→ WHAT YOU WILL DO
Transcribe the whole listing without a single picture.

→ DATA FOR THIS EXERCISE
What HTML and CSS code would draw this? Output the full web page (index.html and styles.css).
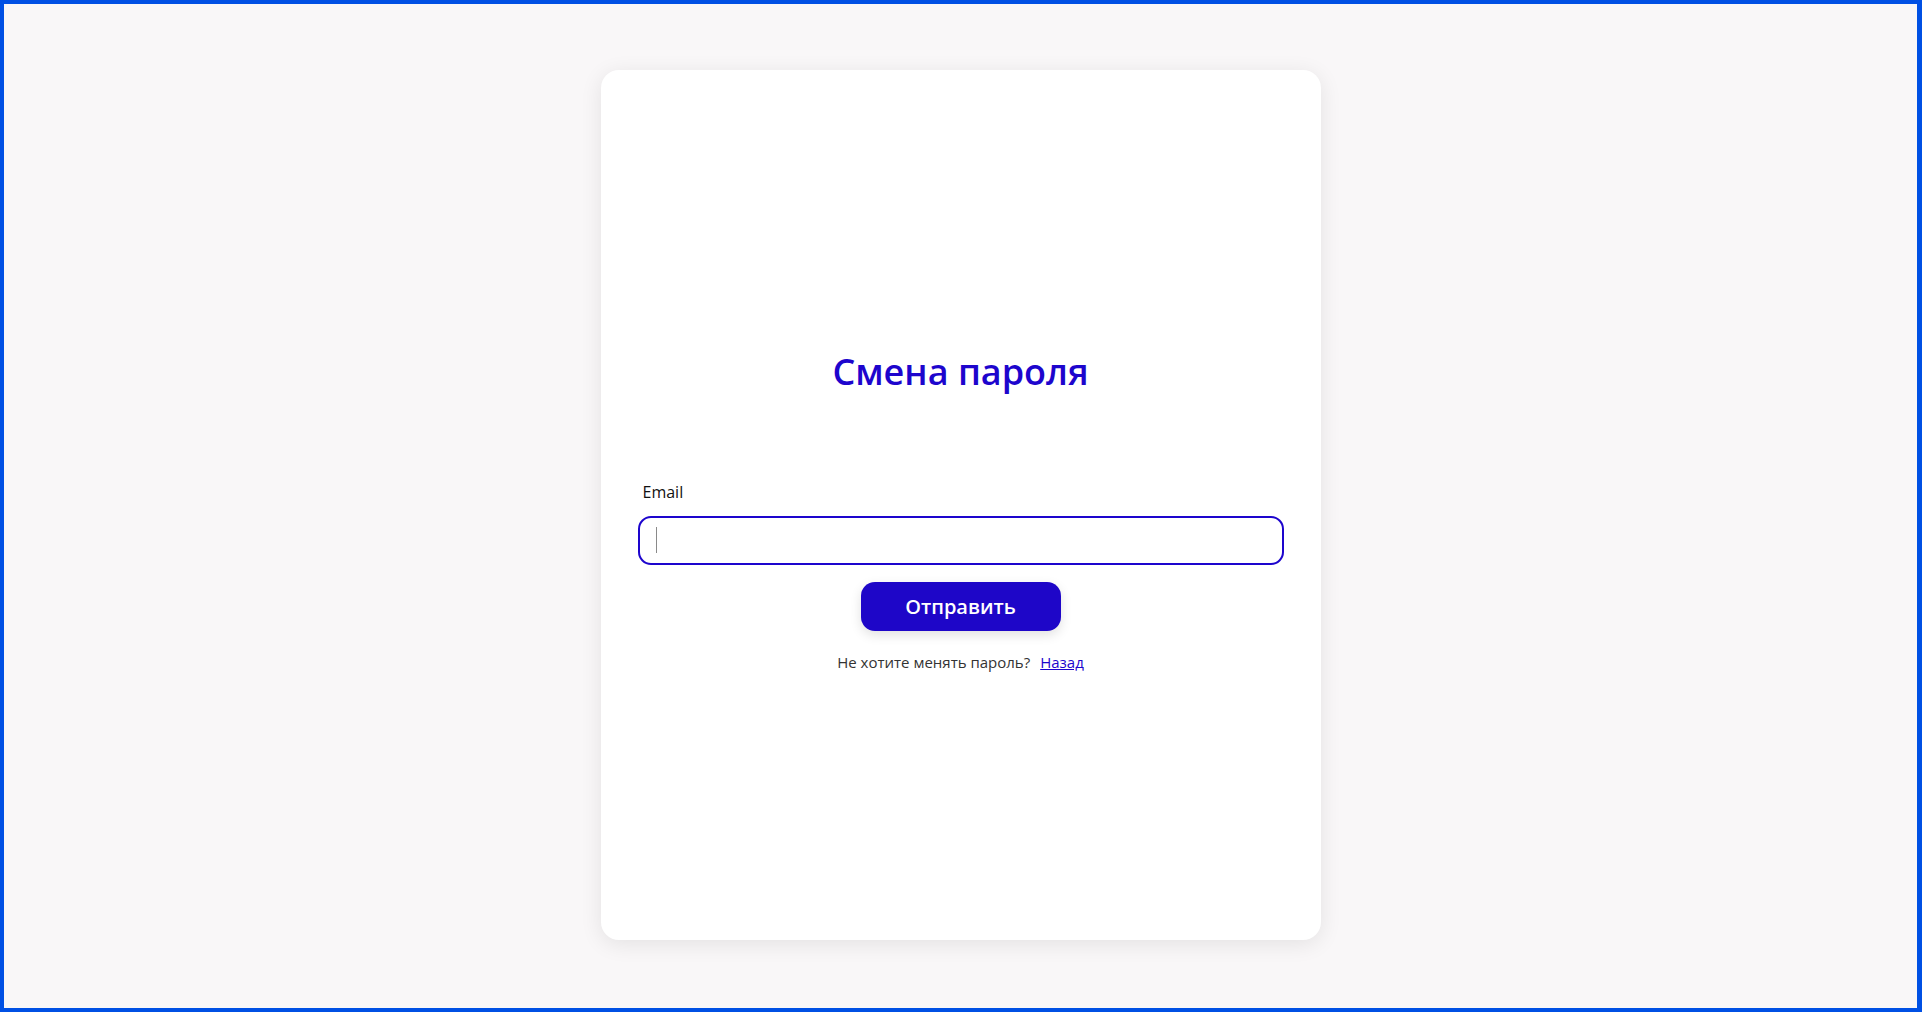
FILE: index.html
```html
<!DOCTYPE html>
<html lang="ru">
<head>
<meta charset="utf-8">
<title>Смена пароля</title>
<link rel="stylesheet" href="styles.css">
</head>
<body>
<div class="frame">
  <main class="card">
    <h1 class="title">Смена пароля</h1>
    <form class="form">
      <label class="label" for="email">Email</label>
      <div class="field">
        <input class="input" id="email" type="email">
        <span class="caret"></span>
      </div>
      <button class="btn" type="button">Отправить</button>
      <p class="hint">Не хотите менять пароль?<a class="link" href="#">Назад</a></p>
    </form>
  </main>
</div>
</body>
</html>
```
FILE: styles.css
```css
* { box-sizing: border-box; }
html, body { margin: 0; padding: 0; }
body {
  font-family: "Open Sans", "Noto Sans", sans-serif;
  background: #f9f7f8;
}
.frame {
  width: 1922px;
  height: 1012px;
  border: 4px solid #0050e4;
  border-right-width: 5px;
  background: #f9f7f8;
  display: flex;
  align-items: flex-start;
  justify-content: center;
  padding-top: 66px;
}
.card {
  width: 720px;
  height: 870px;
  background: #fff;
  border-radius: 18px;
  box-shadow: 0 4px 22px rgba(0, 0, 0, 0.09);
  padding: 278px 37px 0;
  display: flex;
  flex-direction: column;
}
.title {
  margin: 0;
  text-align: center;
  font-size: 36px;
  line-height: 48px;
  font-weight: 600;
  color: #1d05cd;
}
.form {
  margin-top: 85px;
  display: flex;
  flex-direction: column;
}
.label {
  font-size: 16px;
  line-height: 22px;
  color: #111;
  padding-left: 5px;
}
.field {
  position: relative;
  margin-top: 13px;
}
.input {
  display: block;
  width: 100%;
  height: 49px;
  border: 2px solid #1d05cd;
  border-radius: 13px;
  outline: none;
  padding: 0 15px;
  font-size: 16px;
  font-family: inherit;
  background: #fff;
}
.caret {
  position: absolute;
  left: 18px;
  top: 11px;
  width: 1px;
  height: 26px;
  background: #8a8a8a;
}
.btn {
  align-self: center;
  margin-top: 17px;
  width: 200px;
  height: 49px;
  border: none;
  border-radius: 14px;
  background: #1e06c8;
  color: #fff;
  font-family: inherit;
  font-size: 20px;
  font-weight: 600;
  box-shadow: 0 4px 12px rgba(0, 0, 0, 0.12);
}
.hint {
  margin: 21px 0 0;
  text-align: center;
  font-size: 15px;
  line-height: 20px;
  color: #333;
}
.link {
  margin-left: 10px;
  color: #1d05cd;
  text-decoration: underline;
}
```
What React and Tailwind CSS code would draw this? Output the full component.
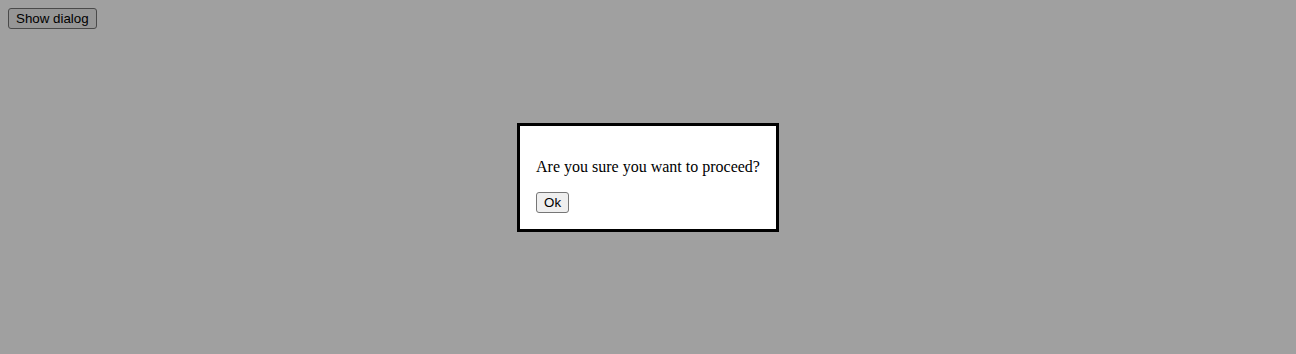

→ OUTPUT FOR THIS TASK
What HTML and CSS code would draw this? Output the full web page (index.html and styles.css).
FILE: index.html
```html
<!DOCTYPE html>
<html lang="ru">
<head>
<meta charset="utf-8">
<title>Смена пароля</title>
<link rel="stylesheet" href="styles.css">
</head>
<body>
<div class="frame">
  <main class="card">
    <h1 class="title">Смена пароля</h1>
    <form class="form">
      <label class="label" for="email">Email</label>
      <div class="field">
        <input class="input" id="email" type="email">
        <span class="caret"></span>
      </div>
      <button class="btn" type="button">Отправить</button>
      <p class="hint">Не хотите менять пароль?<a class="link" href="#">Назад</a></p>
    </form>
  </main>
</div>
</body>
</html>
```
FILE: styles.css
```css
* { box-sizing: border-box; }
html, body { margin: 0; padding: 0; }
body {
  font-family: "Open Sans", "Noto Sans", sans-serif;
  background: #f9f7f8;
}
.frame {
  width: 1922px;
  height: 1012px;
  border: 4px solid #0050e4;
  border-right-width: 5px;
  background: #f9f7f8;
  display: flex;
  align-items: flex-start;
  justify-content: center;
  padding-top: 66px;
}
.card {
  width: 720px;
  height: 870px;
  background: #fff;
  border-radius: 18px;
  box-shadow: 0 4px 22px rgba(0, 0, 0, 0.09);
  padding: 278px 37px 0;
  display: flex;
  flex-direction: column;
}
.title {
  margin: 0;
  text-align: center;
  font-size: 36px;
  line-height: 48px;
  font-weight: 600;
  color: #1d05cd;
}
.form {
  margin-top: 85px;
  display: flex;
  flex-direction: column;
}
.label {
  font-size: 16px;
  line-height: 22px;
  color: #111;
  padding-left: 5px;
}
.field {
  position: relative;
  margin-top: 13px;
}
.input {
  display: block;
  width: 100%;
  height: 49px;
  border: 2px solid #1d05cd;
  border-radius: 13px;
  outline: none;
  padding: 0 15px;
  font-size: 16px;
  font-family: inherit;
  background: #fff;
}
.caret {
  position: absolute;
  left: 18px;
  top: 11px;
  width: 1px;
  height: 26px;
  background: #8a8a8a;
}
.btn {
  align-self: center;
  margin-top: 17px;
  width: 200px;
  height: 49px;
  border: none;
  border-radius: 14px;
  background: #1e06c8;
  color: #fff;
  font-family: inherit;
  font-size: 20px;
  font-weight: 600;
  box-shadow: 0 4px 12px rgba(0, 0, 0, 0.12);
}
.hint {
  margin: 21px 0 0;
  text-align: center;
  font-size: 15px;
  line-height: 20px;
  color: #333;
}
.link {
  margin-left: 10px;
  color: #1d05cd;
  text-decoration: underline;
}
```
What React and Tailwind CSS code would draw this? Output the full component.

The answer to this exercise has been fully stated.